Like Young Adam, O’Reilly’s novel begins with a drowning. Boyle, brooding in his bedsit, becomes obsessed with newspaper images of a woman whose body is found in the Liffey. As we gradually learn about his past and his propensity for violence, we begin to suspect he is not telling us the whole truth, and that his pedantic quest to find the right words masks a greater denial. The echoes of the jaded post-war existentialism of Trocchi and Donleavy ring loudly.
But O’Reilly was born in Derry in 1969, when the ferment of the Parisian Left Bank had faded and a different, more violent revolution was beginning in Northern Ireland. The Swing of Things links existentialism and armed struggle.
O’Reilly echoes the themes of those 1950s bohemians, but he comes to a different conclusion. Although his protagonist believes that his inner void is a great philosophical conundrum, it is ultimately rooted in the Troubles.
The original existentialists focused on the self. The aftermath of the second world war led them to believe that, morally, anything was possible. The ordinary rules no longer applied: consensual society was something to be despised and subverted. Trocchi’s Adam feels alone, cut adrift from normal society and morality. He regards himself as a deep thinker — a Nietzschean superman — and believes this grants him a dispensation from the ethics of the common herd. Similarly, The Ginger Man is a swaggering brute, casually abusive to women. Male ego is everything: any kind of excess is justified on the grounds of its supposed authenticity. These pub philosophers rationalise their own amorality by linking it to some greater nihilistic void.
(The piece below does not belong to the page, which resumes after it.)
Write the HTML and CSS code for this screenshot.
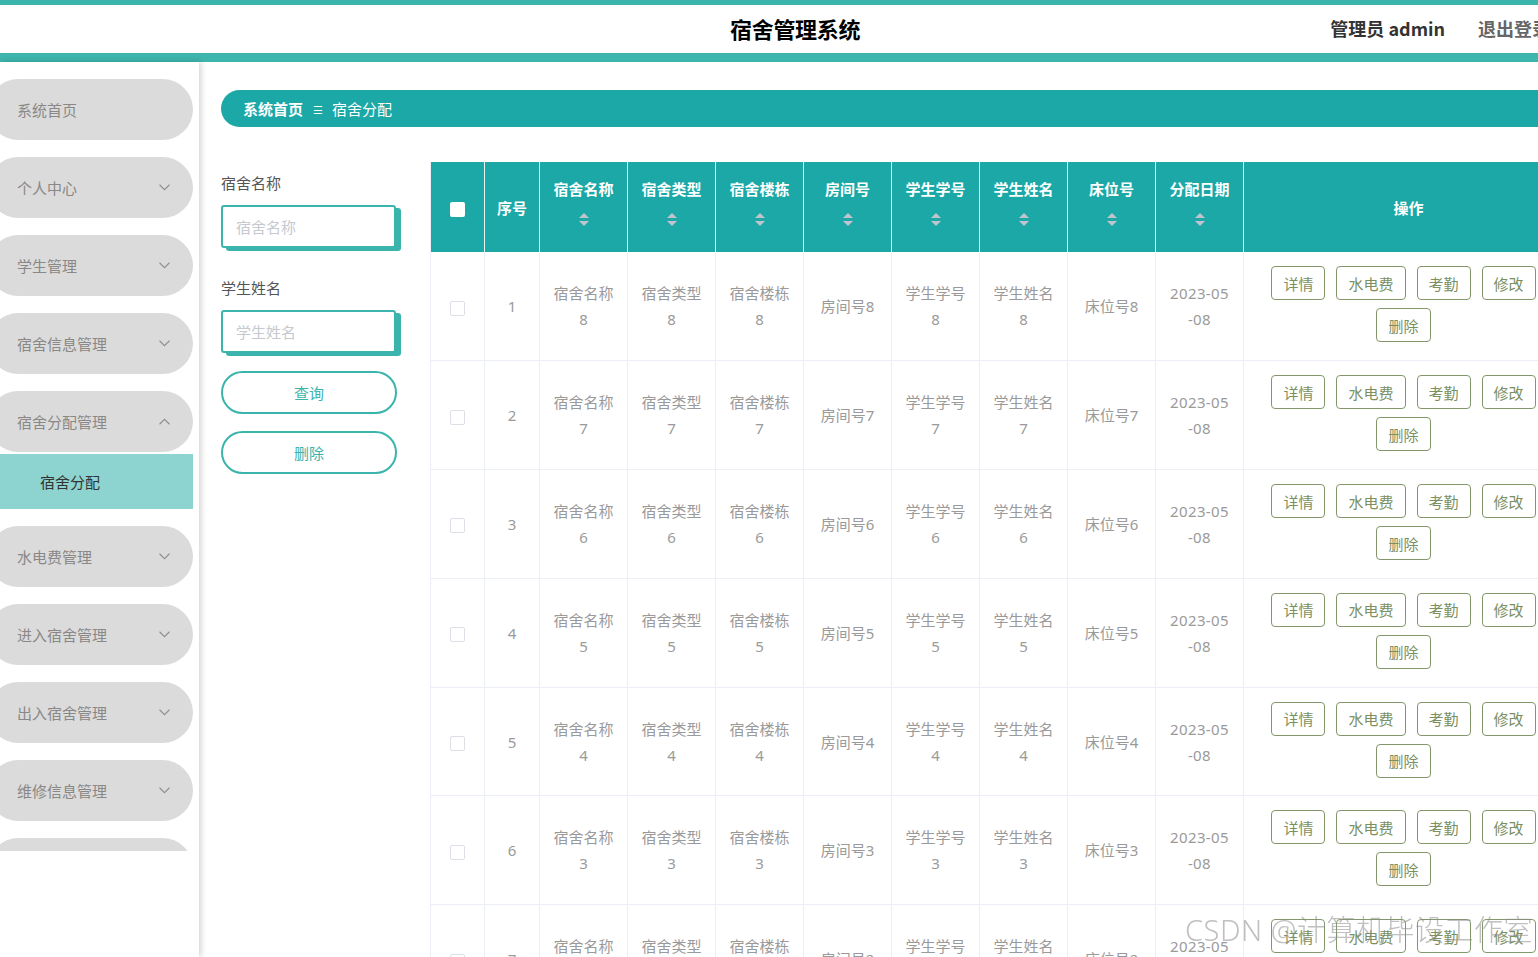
FILE: index.html
```html
<!DOCTYPE html>
<html lang="zh-CN">
<head>
<meta charset="utf-8">
<title>宿舍管理系统</title>
<link rel="stylesheet" href="styles.css">
</head>
<body>
<div class="topline"></div>
<header class="header">
  <div class="title">宿舍管理系统</div>
  <div class="user">
    <span class="admin">管理员 admin</span>
    <span class="logout">退出登录</span>
  </div>
</header>
<div class="band"></div>
<div class="layout">
  <aside class="sidebar">
    <nav class="menu">
      <div class="item">系统首页</div>
      <div class="item">个人中心<svg class="chev" viewBox="0 0 10 6"><polyline points="0.5,0.5 5,5 9.5,0.5"/></svg></div>
      <div class="item">学生管理<svg class="chev" viewBox="0 0 10 6"><polyline points="0.5,0.5 5,5 9.5,0.5"/></svg></div>
      <div class="item">宿舍信息管理<svg class="chev" viewBox="0 0 10 6"><polyline points="0.5,0.5 5,5 9.5,0.5"/></svg></div>
      <div class="item">宿舍分配管理<svg class="chev" viewBox="0 0 10 6"><polyline points="0.5,5.5 5,1 9.5,5.5"/></svg></div>
      <div class="sub">宿舍分配</div>
      <div class="item">水电费管理<svg class="chev" viewBox="0 0 10 6"><polyline points="0.5,0.5 5,5 9.5,0.5"/></svg></div>
      <div class="item">进入宿舍管理<svg class="chev" viewBox="0 0 10 6"><polyline points="0.5,0.5 5,5 9.5,0.5"/></svg></div>
      <div class="item">出入宿舍管理<svg class="chev" viewBox="0 0 10 6"><polyline points="0.5,0.5 5,5 9.5,0.5"/></svg></div>
      <div class="item">维修信息管理<svg class="chev" viewBox="0 0 10 6"><polyline points="0.5,0.5 5,5 9.5,0.5"/></svg></div>
      <div class="item">系统管理<svg class="chev" viewBox="0 0 10 6"><polyline points="0.5,0.5 5,5 9.5,0.5"/></svg></div>
    </nav>
  </aside>
  <main class="main">
    <div class="crumb"><b>系统首页</b><span class="sep">☰</span><span>宿舍分配</span></div>
    <div class="content">
      <form class="search">
        <label class="lbl">宿舍名称</label>
        <input class="inp" placeholder="宿舍名称">
        <label class="lbl lbl2">学生姓名</label>
        <input class="inp" placeholder="学生姓名">
        <button type="button" class="pill first">查询</button>
        <button type="button" class="pill">删除</button>
      </form>
      <table class="grid">
        <colgroup>
          <col class="c-chk"><col class="c-idx"><col class="c-n"><col class="c-n"><col class="c-n"><col class="c-n"><col class="c-n"><col class="c-n"><col class="c-n"><col class="c-n"><col class="c-op">
        </colgroup>
        <thead>
          <tr>
            <th><span class="hbox"></span></th>
            <th>序号</th>
            <th><div class="sortable">宿舍名称<span class="caret"><i class="up"></i><i class="dn"></i></span></div></th>
            <th><div class="sortable">宿舍类型<span class="caret"><i class="up"></i><i class="dn"></i></span></div></th>
            <th><div class="sortable">宿舍楼栋<span class="caret"><i class="up"></i><i class="dn"></i></span></div></th>
            <th><div class="sortable">房间号<span class="caret"><i class="up"></i><i class="dn"></i></span></div></th>
            <th><div class="sortable">学生学号<span class="caret"><i class="up"></i><i class="dn"></i></span></div></th>
            <th><div class="sortable">学生姓名<span class="caret"><i class="up"></i><i class="dn"></i></span></div></th>
            <th><div class="sortable">床位号<span class="caret"><i class="up"></i><i class="dn"></i></span></div></th>
            <th><div class="sortable">分配日期<span class="caret"><i class="up"></i><i class="dn"></i></span></div></th>
            <th class="opth">操作</th>
          </tr>
        </thead>
        <tbody id="rows"></tbody>
      </table>
    </div>
  </main>
</div>
<div class="watermark">CSDN @计算机毕设工作室</div>
<script>
(function(){
  var tb = document.getElementById('rows');
  var html = '';
  for (var i = 1; i <= 8; i++) {
    var n = 9 - i;
    html += '<tr>' +
      '<td><span class="box"></span></td>' +
      '<td><div class="cell">' + i + '</div></td>' +
      '<td><div class="cell">宿舍名称' + n + '</div></td>' +
      '<td><div class="cell">宿舍类型' + n + '</div></td>' +
      '<td><div class="cell">宿舍楼栋' + n + '</div></td>' +
      '<td><div class="cell">房间号' + n + '</div></td>' +
      '<td><div class="cell">学生学号' + n + '</div></td>' +
      '<td><div class="cell">学生姓名' + n + '</div></td>' +
      '<td><div class="cell">床位号' + n + '</div></td>' +
      '<td><div class="cell date">2023-05<br>-08</div></td>' +
      '<td class="op"><div class="ops"><span class="btn">详情</span><span class="btn">水电费</span><span class="btn">考勤</span><span class="btn">修改</span><span class="btn">删除</span></div></td>' +
      '</tr>';
  }
  tb.innerHTML = html;
})();
</script>
</body>
</html>
```
FILE: styles.css
```css
* { box-sizing: border-box; }
html, body {
  margin: 0;
  padding: 0;
  width: 1538px;
  height: 957px;
  overflow: hidden;
  background: #fff;
  font-family: "Noto Sans", "Noto Sans CJK SC", sans-serif;
  font-size: 15px;
}
.topline { height: 5px; background: #3bb4ad; }
.header {
  height: 48px;
  width: 1550px;
  display: flex;
  align-items: center;
  padding-left: 730px;
  padding-bottom: 3px;
  white-space: nowrap;
  font-family: "Noto Sans CJK SC", sans-serif;
}
.title { font-size: 22px; font-weight: 700; color: #000; letter-spacing: -0.3px; }
.user { margin-left: auto; display: flex; gap: 33px; font-size: 18px; font-weight: 700; padding-top: 1px; }
.admin { color: #333; }
.logout { color: #666; }
.band { height: 9px; background: #3eb5ad; }

.layout { display: flex; height: 895px; }
.sidebar {
  width: 199px;
  flex-shrink: 0;
  background: #fff;
  box-shadow: 2px 0 6px rgba(0,0,0,0.18);
  position: relative;
  z-index: 1;
}
.menu { height: 789px; overflow: hidden; padding-top: 17px; }
.item {
  margin-left: -12px;
  width: 205px;
  height: 61px;
  margin-bottom: 17px;
  border-radius: 31px;
  background: #dbdbdb;
  color: #8a8886;
  display: flex;
  align-items: center;
  padding-left: 29px;
  padding-right: 23px;
  font-family: "Noto Sans CJK SC", sans-serif;
  font-size: 15px;
}
.chev {
  margin-left: auto;
  width: 11px;
  height: 7px;
  fill: none;
  stroke: #8f8f8f;
  stroke-width: 1;
}
.item:nth-child(5) { margin-bottom: 2px; }
.sub {
  width: 193px;
  height: 55px;
  margin-bottom: 17px;
  background: #8dd3cf;
  color: #333;
  display: flex;
  align-items: center;
  padding-left: 40px;
  font-size: 15px;
  font-family: "Noto Sans CJK SC", sans-serif;
}

.main { flex: 1; min-width: 0; overflow: hidden; padding: 28px 0 0 22px; }
.crumb {
  width: 1360px;
  height: 37px;
  border-radius: 19px 0 0 19px;
  background: #1ba8a6;
  color: #fff;
  display: flex;
  align-items: center;
  padding-left: 22px;
  font-family: "Noto Sans CJK SC", sans-serif;
  font-size: 15px;
}
.crumb b { font-weight: 700; }
.sep { margin: 0 9px 0 10px; font-size: 11px; }

.content { display: flex; align-items: flex-start; margin-top: 35px; }
.search { width: 209px; flex-shrink: 0; display: flex; flex-direction: column; padding-top: 11px; }
.lbl { color: #555; font-size: 15px; line-height: 20px; font-family: "Noto Sans CJK SC", sans-serif; }
.lbl2 { margin-top: 30px; }
.inp {
  margin-top: 12px;
  width: 175px;
  height: 43px;
  border: 2px solid #3bb4ad;
  border-radius: 3px;
  box-shadow: 5px 3px 0 #3bb4ad;
  padding: 0 13px;
  font-size: 15px;
  font-family: "Noto Sans CJK SC", sans-serif;
  color: #333;
  outline: none;
}
.inp::placeholder { color: #c6c9cf; }
.pill {
  width: 176px;
  height: 43px;
  border: 2px solid #3bb4ad;
  border-radius: 22px;
  background: #fff;
  color: #3bb4ad;
  font-size: 15px;
  font-family: "Noto Sans CJK SC", sans-serif;
  margin-top: 17px;
  padding: 0;
}
.pill.first { margin-top: 18px; }

.grid {
  flex-shrink: 0;
  width: 1133px;
  table-layout: fixed;
  border-collapse: collapse;
  border-left: 1px solid #ebeef5;
  font-family: "Noto Sans", "Noto Sans CJK SC", sans-serif;
}
.c-chk { width: 54px; }
.c-idx { width: 55px; }
.c-n { width: 88px; }
.c-op { width: 330px; }
.grid th {
  height: 90px;
  background: #1ba8a6;
  color: #fff;
  font-weight: 700;
  font-size: 15px;
  text-align: center;
  border-right: 1px solid #e6f4f3;
  padding: 0;
  font-family: "Noto Sans CJK SC", sans-serif;
}
.grid th.opth { padding-right: 0; }
.sortable { line-height: 23px; padding-bottom: 12px; }
.caret { display: flex; flex-direction: column; align-items: center; gap: 3px; margin: 13px auto 0; width: 10px; }
.caret i { display: block; width: 0; height: 0; border-left: 5px solid transparent; border-right: 5px solid transparent; }
.caret .up { border-bottom: 5px solid #c0c4cc; }
.caret .dn { border-top: 5px solid #c0c4cc; }
.hbox { display: inline-block; width: 15px; height: 15px; background: #fff; border-radius: 2px; vertical-align: middle; }
.grid td {
  height: 108.8px;
  border-right: 1px solid #ebeef5;
  border-bottom: 1px solid #ebeef5;
  text-align: center;
  vertical-align: middle;
  color: #9a9a9a;
  font-size: 15px;
  padding: 0;
}
.cell { padding: 0 12px; line-height: 26px; word-break: break-all; font-family: "Noto Sans", "Noto Sans CJK SC", sans-serif; }
.date { letter-spacing: 0.4px; }
.box { display: inline-block; width: 15px; height: 15px; border: 1px solid #dcdfe6; border-radius: 2px; vertical-align: middle; background: #fff; }
.grid td.op { vertical-align: top; padding: 14px 20px 0 10px; }
.ops { display: flex; flex-wrap: wrap; justify-content: center; column-gap: 11px; row-gap: 8px; }
.btn {
  height: 34px;
  border: 1px solid #83976a;
  border-radius: 4px;
  color: #7b8f5f;
  padding: 0 11px;
  display: flex;
  align-items: center;
  font-size: 15px;
  font-family: "Noto Sans CJK SC", sans-serif;
  background: #fff;
}
.watermark {
  position: fixed;
  left: 1185px;
  top: 907px;
  font-size: 29px;
  color: rgba(140,140,140,0.55);
  white-space: nowrap;
  font-family: "Noto Sans", "Noto Sans CJK SC", sans-serif;
  font-weight: 300;
  letter-spacing: 0.5px;
}
```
But O’Reilly writes in and about our own era. The boozy subculture remains, but it is no longer easy for Boyle to justify his actions. He hopes reading Sartre will somehow render him real to himself. He gets drawn into a world of drifters, violent alcoholics and street poets. He envies their devil-may-care attitude, but he thinks too much, and tries to resolve it by thinking even more.
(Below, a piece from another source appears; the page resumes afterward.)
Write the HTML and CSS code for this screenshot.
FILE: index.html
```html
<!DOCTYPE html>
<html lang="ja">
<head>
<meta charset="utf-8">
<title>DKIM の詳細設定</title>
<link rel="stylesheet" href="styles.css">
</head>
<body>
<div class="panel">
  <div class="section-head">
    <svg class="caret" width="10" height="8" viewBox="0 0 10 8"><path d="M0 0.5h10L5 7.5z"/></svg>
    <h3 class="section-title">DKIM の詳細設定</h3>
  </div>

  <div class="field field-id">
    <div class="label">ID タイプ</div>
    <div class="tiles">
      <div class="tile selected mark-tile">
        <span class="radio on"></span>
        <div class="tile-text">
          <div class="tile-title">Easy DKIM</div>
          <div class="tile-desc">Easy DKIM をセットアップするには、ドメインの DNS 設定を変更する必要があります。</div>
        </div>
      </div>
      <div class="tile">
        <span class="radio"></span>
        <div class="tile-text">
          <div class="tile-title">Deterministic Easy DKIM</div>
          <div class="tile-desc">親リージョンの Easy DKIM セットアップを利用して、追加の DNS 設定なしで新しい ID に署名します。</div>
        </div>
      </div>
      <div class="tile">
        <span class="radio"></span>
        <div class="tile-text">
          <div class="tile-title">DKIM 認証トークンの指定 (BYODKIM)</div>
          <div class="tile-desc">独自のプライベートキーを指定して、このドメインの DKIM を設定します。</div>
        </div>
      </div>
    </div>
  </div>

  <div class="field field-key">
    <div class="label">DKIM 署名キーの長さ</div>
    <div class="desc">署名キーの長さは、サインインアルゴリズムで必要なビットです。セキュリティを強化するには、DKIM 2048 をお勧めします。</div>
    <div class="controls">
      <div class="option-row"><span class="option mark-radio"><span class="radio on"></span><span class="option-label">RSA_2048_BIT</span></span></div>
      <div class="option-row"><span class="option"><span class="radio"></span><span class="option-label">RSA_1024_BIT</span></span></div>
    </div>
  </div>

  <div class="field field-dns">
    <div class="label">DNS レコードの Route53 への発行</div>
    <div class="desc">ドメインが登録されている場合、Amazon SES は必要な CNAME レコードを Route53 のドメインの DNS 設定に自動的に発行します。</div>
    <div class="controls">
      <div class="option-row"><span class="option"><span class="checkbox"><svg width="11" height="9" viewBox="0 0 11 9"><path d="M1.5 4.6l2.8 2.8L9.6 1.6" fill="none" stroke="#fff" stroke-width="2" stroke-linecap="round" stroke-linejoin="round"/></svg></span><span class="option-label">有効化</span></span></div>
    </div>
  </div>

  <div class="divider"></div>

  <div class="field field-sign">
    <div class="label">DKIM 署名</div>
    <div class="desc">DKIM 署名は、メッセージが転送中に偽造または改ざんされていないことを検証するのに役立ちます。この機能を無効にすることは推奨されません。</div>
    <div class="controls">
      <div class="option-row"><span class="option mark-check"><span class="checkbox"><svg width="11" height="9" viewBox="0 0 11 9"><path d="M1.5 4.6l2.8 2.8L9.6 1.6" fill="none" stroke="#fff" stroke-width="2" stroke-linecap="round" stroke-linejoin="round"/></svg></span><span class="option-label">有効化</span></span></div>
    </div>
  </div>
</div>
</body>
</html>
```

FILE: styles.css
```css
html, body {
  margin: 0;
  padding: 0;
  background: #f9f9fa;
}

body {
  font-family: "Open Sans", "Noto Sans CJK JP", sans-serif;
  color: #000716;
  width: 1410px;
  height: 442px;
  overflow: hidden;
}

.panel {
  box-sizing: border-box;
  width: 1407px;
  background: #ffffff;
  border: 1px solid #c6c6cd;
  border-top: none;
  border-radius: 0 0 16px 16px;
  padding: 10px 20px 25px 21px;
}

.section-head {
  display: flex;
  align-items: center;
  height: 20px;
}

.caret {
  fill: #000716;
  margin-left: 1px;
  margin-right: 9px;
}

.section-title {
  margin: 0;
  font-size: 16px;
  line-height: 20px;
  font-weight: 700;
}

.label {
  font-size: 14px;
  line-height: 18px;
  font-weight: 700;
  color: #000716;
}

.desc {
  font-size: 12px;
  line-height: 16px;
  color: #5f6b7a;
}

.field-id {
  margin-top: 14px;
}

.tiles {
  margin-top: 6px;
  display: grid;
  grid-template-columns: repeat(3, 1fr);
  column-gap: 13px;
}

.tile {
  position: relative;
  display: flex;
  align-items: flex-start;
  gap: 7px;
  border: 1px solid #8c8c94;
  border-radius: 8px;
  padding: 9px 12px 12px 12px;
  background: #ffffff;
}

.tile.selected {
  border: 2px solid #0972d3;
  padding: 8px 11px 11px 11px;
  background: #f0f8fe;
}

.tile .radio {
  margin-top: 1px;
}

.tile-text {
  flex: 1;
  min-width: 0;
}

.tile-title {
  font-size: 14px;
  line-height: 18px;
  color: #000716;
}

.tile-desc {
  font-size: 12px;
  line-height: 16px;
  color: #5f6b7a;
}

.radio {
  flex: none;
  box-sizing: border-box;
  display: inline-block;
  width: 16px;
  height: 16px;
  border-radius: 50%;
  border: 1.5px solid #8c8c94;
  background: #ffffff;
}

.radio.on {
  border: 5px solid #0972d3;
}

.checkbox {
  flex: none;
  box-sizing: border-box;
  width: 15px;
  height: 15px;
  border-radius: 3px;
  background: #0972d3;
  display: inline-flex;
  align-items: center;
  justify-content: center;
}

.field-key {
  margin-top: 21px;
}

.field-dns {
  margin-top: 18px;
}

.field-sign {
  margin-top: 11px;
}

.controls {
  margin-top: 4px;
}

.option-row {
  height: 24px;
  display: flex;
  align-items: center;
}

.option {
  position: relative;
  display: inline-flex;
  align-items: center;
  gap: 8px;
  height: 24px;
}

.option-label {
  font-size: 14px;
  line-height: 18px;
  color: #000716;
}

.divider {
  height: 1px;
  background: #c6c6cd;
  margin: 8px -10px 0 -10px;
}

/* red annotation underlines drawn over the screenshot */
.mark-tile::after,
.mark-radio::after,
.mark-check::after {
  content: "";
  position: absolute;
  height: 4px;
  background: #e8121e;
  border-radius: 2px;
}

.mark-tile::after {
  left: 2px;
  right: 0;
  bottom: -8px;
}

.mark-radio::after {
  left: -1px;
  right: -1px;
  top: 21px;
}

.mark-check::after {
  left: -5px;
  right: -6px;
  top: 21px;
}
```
Much of the novel is seen from Boyle’s perspective. Nouns and adjectives stutter and loop as he tries to pin down in words everything that happens to him. He feels utterly alienated. He does not fit in at home and his efforts to create a new life are clumsy and paranoid. Like Sartre in Nausea, he is an unstable observer horrified by what he sees.
But O’Reilly also offers other points of view. We dip into the frantic, free-wheeling mania of the people Boyle meets on the street. We learn that his fellow prisoners had nicknamed him Buddha: to them, his attempt to be a deep thinker is a risible affectation.
It seems he has ideas above his station: that he fails to understand the gulf between a working-class former prisoner and the world of middle-class college students. His quest for authenticity is perceived as a betrayal of his roots.